Equitable Considerations
The court highlighted the importance of equitable treatment in the resolution of claims against the failed bank. It recognized that the Maytag Company initially had a valid claim to preferred status and that no actions taken by the company negated that right. The court asserted that the trial court should have considered the overall fairness of the situation, particularly given the circumstances of the mistaken payment and the continued cooperation between the Maytag Company and Thomas. The claim's amendment and the timing of its filing further underscored the equitable considerations at play, as no party suffered prejudice from the claims presented. The court maintained that the principles of equity demanded recognition of the Maytag Company's right to a preferred claim, given the established facts and the absence of any waiver or estoppel.
Conclusion and Judgment
In conclusion, the court reversed the trial court's judgment that denied the Maytag Company’s claim to a preferred status. It directed the lower court to recognize the Maytag Company's entitlement to a preferred claim against the assets of the Drumright State Bank. The court also instructed the bank commissioner to allow E. L. Thomas to withdraw his common claim and to cancel the previously approved draft.

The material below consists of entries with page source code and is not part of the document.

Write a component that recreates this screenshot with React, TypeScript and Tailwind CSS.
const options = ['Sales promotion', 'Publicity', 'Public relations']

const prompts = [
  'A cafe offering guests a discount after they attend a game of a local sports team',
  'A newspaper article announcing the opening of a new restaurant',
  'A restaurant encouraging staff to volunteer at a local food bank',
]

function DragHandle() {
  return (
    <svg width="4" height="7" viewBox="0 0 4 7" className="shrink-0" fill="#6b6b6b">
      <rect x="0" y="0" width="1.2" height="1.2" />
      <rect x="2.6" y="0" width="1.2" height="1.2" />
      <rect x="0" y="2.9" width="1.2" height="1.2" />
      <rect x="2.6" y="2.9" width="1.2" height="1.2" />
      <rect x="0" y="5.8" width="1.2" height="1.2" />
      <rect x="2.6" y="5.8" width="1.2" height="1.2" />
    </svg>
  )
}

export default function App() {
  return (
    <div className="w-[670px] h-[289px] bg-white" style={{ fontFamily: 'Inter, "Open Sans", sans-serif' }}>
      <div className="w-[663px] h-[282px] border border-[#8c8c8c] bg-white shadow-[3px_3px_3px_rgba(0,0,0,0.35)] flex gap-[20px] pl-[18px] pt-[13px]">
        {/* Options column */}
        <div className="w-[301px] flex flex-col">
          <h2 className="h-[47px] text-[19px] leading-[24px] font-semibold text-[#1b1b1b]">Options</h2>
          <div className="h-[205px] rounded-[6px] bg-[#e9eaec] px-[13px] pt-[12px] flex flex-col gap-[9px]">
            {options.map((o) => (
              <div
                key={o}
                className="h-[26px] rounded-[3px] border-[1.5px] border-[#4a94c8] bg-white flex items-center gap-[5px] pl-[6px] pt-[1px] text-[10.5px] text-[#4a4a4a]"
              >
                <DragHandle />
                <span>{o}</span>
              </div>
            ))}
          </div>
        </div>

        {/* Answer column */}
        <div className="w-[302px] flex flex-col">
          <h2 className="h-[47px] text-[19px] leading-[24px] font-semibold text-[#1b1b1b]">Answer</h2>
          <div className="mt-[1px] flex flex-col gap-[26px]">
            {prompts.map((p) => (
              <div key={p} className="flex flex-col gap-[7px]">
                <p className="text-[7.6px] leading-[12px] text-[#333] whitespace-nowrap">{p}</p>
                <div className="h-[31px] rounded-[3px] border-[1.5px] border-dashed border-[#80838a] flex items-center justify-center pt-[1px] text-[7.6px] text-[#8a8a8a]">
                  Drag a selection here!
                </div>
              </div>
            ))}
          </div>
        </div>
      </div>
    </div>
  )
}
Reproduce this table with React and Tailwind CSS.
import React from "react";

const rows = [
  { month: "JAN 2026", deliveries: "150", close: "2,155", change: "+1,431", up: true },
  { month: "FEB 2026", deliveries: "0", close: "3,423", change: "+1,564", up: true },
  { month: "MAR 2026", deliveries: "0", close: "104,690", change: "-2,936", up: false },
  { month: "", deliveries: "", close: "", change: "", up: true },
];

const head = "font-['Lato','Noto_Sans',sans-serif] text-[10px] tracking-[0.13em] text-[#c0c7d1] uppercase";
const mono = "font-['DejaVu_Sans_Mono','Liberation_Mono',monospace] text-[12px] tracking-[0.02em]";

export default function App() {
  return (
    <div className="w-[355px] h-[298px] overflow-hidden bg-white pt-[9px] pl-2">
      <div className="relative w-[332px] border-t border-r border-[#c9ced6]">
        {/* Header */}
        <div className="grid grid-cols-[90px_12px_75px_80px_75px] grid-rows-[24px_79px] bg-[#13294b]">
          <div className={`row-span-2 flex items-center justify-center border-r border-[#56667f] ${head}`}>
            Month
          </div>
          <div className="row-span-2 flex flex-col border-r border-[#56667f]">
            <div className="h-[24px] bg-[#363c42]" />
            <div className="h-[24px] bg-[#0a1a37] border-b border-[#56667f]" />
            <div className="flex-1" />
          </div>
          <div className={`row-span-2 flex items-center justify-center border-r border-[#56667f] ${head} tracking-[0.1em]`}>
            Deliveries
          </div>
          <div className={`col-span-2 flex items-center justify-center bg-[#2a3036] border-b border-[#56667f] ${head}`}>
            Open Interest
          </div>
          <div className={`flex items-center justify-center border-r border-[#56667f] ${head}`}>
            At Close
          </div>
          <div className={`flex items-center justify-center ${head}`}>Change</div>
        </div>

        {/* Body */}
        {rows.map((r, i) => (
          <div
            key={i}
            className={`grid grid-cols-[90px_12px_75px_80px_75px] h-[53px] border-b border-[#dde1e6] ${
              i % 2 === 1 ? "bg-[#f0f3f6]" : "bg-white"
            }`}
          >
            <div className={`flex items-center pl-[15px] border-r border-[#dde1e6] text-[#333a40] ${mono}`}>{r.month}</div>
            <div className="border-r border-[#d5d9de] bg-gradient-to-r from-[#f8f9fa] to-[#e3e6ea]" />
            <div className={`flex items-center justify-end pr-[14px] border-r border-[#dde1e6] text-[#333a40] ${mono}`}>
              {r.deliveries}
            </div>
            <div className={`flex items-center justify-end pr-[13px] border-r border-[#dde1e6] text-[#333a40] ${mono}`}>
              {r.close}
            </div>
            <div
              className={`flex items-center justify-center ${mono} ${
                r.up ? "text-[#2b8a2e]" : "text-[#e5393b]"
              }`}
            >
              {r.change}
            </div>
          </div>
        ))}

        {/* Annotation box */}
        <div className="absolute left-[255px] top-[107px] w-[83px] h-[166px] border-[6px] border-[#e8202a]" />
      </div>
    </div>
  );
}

The decision reflected the court's commitment to uphold the rights of creditors in insolvency scenarios and to ensure that claims were handled in a manner consistent with established legal principles. By affirming the Maytag Company's rights, the court reinforced the notion that agency relationships in banking transactions carry significant legal implications, particularly in cases of insolvency. The ruling ultimately aimed to ensure an equitable distribution of the bank's assets, reflecting both the legal entitlements and equitable considerations at hand.